Stated goal: From the entries below, copy every line where the string "screenshot" appears.

Records shown:
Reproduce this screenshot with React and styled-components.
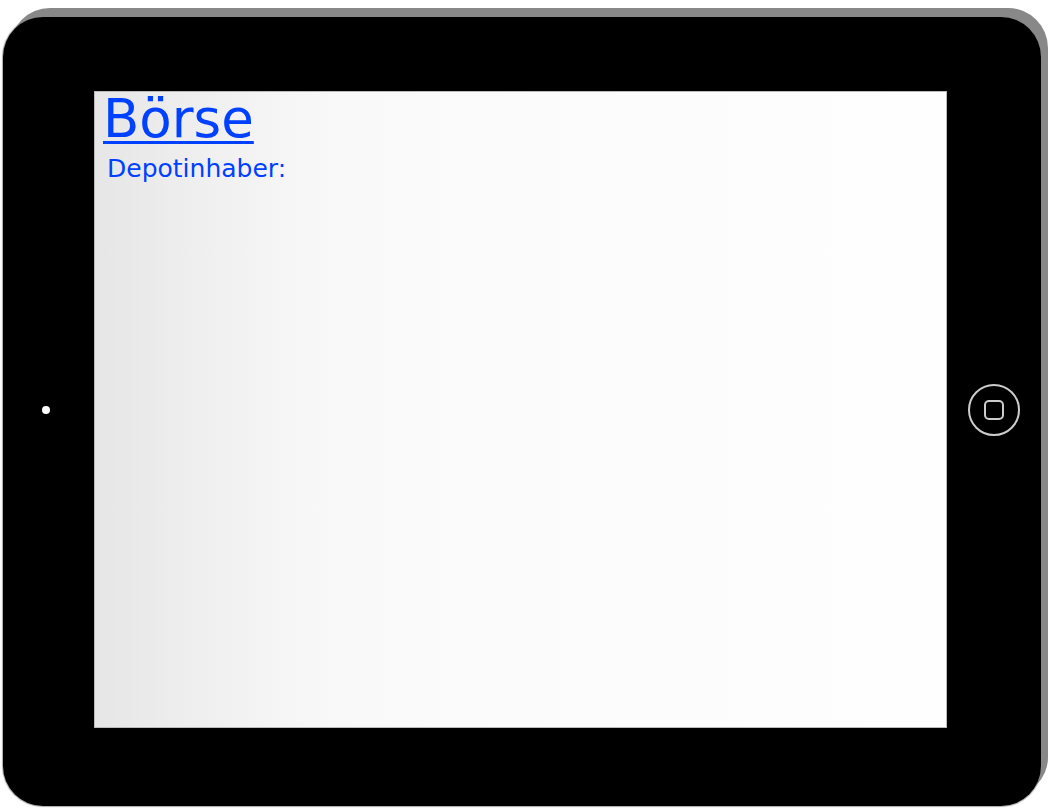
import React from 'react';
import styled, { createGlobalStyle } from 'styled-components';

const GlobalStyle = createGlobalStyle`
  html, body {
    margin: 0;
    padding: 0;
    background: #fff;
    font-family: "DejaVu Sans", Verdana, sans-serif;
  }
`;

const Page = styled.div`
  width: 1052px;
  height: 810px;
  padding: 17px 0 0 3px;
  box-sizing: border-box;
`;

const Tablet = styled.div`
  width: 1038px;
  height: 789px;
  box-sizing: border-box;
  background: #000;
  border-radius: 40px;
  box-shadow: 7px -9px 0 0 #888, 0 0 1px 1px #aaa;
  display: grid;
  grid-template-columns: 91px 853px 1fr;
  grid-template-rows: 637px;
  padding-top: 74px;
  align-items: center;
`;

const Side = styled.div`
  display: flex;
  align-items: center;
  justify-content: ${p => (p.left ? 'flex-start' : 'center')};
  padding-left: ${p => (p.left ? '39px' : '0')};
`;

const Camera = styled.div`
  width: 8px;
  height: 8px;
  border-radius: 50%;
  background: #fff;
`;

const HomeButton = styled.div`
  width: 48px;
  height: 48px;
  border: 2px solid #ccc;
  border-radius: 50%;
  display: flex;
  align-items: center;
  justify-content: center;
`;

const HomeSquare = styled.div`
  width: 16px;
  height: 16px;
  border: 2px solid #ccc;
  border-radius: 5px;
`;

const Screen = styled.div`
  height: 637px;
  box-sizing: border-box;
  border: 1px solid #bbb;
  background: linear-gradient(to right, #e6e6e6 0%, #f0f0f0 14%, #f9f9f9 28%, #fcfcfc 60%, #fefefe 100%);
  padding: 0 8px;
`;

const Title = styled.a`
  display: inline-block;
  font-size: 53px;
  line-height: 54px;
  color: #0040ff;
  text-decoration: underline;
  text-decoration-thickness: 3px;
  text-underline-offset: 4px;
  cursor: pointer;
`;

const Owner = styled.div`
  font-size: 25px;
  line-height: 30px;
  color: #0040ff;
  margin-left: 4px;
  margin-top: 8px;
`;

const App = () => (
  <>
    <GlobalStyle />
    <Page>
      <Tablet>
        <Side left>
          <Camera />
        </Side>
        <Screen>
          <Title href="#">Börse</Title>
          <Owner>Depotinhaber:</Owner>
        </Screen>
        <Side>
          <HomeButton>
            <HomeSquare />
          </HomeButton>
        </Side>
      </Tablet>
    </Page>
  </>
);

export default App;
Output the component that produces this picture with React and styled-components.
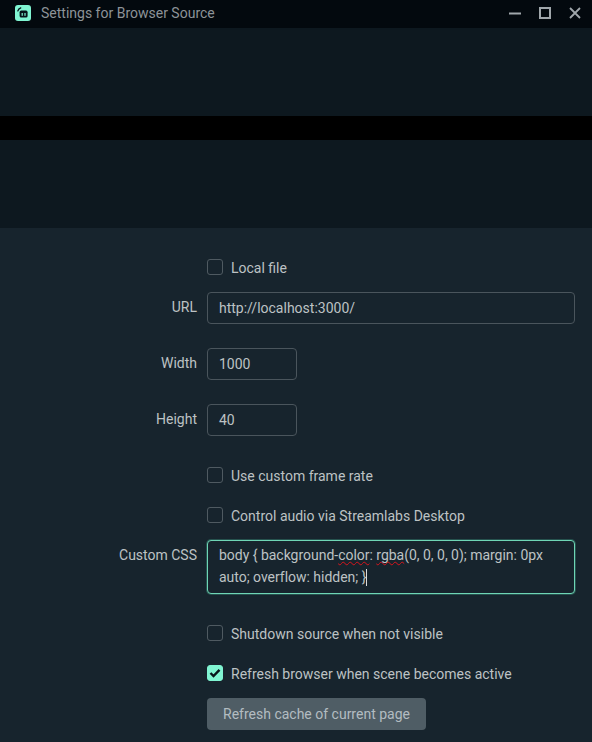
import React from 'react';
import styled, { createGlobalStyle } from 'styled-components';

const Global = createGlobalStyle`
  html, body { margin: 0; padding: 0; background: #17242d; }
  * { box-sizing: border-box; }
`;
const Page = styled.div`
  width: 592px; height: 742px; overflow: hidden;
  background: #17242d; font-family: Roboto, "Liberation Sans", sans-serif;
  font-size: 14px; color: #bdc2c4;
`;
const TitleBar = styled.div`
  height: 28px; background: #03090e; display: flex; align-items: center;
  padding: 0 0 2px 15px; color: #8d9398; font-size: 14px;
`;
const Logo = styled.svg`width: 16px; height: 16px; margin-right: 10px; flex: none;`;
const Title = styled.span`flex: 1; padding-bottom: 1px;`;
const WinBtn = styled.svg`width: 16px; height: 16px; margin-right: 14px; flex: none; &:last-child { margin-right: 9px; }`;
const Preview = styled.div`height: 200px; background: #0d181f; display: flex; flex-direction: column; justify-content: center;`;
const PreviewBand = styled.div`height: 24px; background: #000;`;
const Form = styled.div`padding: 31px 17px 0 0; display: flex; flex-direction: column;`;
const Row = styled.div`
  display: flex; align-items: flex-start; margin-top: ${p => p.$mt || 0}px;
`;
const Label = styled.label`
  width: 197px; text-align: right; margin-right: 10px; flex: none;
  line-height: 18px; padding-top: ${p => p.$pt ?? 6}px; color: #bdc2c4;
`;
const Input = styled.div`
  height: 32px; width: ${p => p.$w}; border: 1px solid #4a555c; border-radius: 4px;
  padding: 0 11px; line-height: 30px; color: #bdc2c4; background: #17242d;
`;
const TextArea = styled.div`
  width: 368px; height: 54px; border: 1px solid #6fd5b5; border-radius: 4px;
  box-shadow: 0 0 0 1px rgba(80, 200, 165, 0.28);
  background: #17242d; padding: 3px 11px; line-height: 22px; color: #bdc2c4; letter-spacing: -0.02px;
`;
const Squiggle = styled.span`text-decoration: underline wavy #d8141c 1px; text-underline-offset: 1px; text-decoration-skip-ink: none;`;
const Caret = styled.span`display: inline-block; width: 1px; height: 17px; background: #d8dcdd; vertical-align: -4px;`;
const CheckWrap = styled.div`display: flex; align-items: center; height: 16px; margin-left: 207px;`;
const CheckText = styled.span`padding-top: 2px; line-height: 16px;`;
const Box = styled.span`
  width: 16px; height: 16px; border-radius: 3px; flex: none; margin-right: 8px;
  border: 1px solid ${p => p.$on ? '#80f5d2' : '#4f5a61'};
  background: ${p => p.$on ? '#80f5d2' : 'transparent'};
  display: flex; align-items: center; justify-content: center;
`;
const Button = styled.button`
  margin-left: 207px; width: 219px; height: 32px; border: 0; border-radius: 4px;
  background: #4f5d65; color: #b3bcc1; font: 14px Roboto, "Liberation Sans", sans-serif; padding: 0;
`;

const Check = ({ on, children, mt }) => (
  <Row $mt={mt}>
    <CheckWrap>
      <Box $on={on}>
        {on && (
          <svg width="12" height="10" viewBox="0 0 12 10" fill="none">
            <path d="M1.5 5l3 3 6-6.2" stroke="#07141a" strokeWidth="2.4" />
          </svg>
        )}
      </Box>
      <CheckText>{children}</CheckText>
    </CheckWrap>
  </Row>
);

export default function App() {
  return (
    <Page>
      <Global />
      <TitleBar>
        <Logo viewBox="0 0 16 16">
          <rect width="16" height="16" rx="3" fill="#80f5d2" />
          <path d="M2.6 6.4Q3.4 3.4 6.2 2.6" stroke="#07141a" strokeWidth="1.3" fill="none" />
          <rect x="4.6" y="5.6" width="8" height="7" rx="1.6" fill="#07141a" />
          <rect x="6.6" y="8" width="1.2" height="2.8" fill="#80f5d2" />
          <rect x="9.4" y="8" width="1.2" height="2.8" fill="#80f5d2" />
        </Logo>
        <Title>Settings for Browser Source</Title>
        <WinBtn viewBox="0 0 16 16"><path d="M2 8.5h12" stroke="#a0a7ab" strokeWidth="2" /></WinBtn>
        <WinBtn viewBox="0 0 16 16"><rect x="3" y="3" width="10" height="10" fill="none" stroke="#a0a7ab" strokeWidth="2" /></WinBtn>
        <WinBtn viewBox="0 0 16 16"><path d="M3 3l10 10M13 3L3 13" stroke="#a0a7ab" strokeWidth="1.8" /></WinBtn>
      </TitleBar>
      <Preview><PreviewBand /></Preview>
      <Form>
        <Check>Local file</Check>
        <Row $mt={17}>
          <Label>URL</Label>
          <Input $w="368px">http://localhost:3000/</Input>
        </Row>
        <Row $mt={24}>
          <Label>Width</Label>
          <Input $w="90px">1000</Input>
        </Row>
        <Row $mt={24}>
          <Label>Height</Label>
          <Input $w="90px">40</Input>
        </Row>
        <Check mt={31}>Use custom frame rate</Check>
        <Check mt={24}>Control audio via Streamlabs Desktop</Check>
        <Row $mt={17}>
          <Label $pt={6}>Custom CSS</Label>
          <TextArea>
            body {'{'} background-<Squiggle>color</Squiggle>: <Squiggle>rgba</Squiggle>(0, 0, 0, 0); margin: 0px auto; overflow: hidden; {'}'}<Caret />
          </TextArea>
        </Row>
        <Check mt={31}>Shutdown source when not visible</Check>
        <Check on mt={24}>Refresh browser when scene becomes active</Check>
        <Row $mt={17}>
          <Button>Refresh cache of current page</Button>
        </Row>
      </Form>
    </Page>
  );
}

* * *

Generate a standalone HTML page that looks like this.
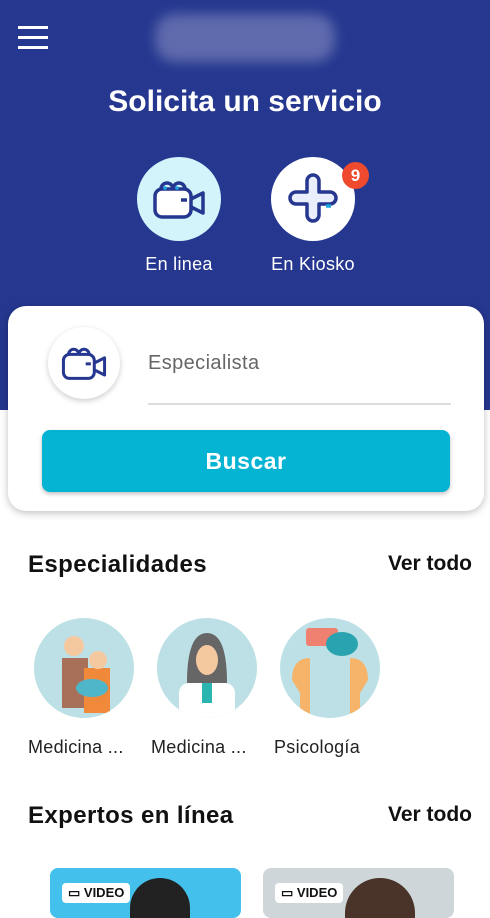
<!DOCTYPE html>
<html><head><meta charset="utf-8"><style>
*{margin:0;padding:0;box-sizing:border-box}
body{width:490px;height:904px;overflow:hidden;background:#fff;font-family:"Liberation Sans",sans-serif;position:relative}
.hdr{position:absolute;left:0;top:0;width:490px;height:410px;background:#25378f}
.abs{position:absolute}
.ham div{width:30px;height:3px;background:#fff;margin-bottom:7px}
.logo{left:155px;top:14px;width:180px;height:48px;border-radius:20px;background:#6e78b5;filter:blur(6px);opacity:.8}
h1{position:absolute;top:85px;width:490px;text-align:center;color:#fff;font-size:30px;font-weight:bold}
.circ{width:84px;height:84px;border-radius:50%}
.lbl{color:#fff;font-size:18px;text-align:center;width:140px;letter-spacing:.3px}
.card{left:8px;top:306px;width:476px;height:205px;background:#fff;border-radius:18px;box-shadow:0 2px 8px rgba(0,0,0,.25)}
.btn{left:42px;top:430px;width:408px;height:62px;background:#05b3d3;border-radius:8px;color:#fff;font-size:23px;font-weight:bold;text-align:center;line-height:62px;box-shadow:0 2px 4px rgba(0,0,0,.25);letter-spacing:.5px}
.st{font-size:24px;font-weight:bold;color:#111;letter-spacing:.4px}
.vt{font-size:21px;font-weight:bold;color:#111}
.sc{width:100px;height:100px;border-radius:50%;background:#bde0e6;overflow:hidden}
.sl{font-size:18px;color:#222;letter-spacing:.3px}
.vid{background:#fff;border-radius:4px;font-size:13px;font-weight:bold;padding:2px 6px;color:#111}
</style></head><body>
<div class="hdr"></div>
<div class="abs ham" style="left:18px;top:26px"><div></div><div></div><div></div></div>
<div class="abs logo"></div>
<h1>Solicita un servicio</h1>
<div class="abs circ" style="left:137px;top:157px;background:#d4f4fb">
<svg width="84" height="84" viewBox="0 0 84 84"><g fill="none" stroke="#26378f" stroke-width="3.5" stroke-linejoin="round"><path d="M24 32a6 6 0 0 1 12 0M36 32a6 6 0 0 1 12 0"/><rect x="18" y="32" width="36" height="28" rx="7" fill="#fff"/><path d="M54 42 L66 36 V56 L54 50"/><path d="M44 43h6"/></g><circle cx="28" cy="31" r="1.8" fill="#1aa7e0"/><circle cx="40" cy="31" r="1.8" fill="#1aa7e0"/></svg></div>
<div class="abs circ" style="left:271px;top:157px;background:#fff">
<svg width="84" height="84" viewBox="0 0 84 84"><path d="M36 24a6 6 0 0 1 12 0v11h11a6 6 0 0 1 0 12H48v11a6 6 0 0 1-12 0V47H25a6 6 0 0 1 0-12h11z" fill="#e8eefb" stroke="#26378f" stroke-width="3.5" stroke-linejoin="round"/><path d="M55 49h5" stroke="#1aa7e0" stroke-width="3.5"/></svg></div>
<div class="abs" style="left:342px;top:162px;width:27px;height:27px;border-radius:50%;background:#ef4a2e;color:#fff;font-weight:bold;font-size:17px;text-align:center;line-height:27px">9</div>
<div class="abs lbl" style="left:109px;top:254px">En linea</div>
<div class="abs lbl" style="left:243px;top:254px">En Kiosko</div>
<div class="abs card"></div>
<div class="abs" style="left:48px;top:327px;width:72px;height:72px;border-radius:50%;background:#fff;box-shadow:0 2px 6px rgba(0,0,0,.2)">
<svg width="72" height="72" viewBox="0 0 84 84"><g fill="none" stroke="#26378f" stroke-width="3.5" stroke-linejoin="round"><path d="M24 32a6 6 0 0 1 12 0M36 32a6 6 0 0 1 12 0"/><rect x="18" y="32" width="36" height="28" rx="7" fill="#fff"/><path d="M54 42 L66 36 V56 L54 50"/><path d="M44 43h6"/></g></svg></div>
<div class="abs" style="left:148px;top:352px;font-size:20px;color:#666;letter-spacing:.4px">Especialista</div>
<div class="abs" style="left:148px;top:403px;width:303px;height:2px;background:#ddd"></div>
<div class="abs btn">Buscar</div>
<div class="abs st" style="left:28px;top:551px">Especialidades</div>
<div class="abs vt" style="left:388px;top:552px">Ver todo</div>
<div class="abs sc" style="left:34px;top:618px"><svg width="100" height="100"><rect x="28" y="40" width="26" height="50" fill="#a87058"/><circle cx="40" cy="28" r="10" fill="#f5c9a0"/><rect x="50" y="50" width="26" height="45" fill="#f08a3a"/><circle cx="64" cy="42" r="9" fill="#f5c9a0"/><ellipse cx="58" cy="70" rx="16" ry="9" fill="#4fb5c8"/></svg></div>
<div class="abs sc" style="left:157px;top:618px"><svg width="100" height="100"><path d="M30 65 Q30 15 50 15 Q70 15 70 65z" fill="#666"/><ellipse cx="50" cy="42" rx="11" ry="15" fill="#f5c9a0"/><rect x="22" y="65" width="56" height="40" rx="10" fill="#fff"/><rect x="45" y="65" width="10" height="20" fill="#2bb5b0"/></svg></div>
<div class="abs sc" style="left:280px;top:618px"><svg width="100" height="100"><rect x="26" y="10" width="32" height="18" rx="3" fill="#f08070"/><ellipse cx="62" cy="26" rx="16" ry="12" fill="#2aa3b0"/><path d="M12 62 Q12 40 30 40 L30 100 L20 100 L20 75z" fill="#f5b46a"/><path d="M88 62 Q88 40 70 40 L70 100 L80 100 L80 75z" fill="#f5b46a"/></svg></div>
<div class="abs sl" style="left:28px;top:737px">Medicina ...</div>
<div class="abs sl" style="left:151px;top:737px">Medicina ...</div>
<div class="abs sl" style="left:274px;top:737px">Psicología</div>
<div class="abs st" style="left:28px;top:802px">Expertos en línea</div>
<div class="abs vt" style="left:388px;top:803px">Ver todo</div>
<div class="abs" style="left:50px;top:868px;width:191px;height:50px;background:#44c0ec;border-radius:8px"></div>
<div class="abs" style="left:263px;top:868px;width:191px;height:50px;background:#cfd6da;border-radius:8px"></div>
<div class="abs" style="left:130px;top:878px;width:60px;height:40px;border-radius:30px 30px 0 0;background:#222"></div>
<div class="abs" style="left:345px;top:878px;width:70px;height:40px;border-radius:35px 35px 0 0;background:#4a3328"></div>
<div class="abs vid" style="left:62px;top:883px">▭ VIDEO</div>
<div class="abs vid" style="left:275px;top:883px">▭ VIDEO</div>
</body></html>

--

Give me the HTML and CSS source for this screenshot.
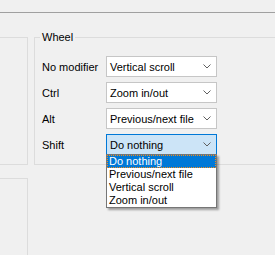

Solution to this problem:
Reproduce this screenshot with React and styled-components.
Give me the HTML and CSS source for this screenshot.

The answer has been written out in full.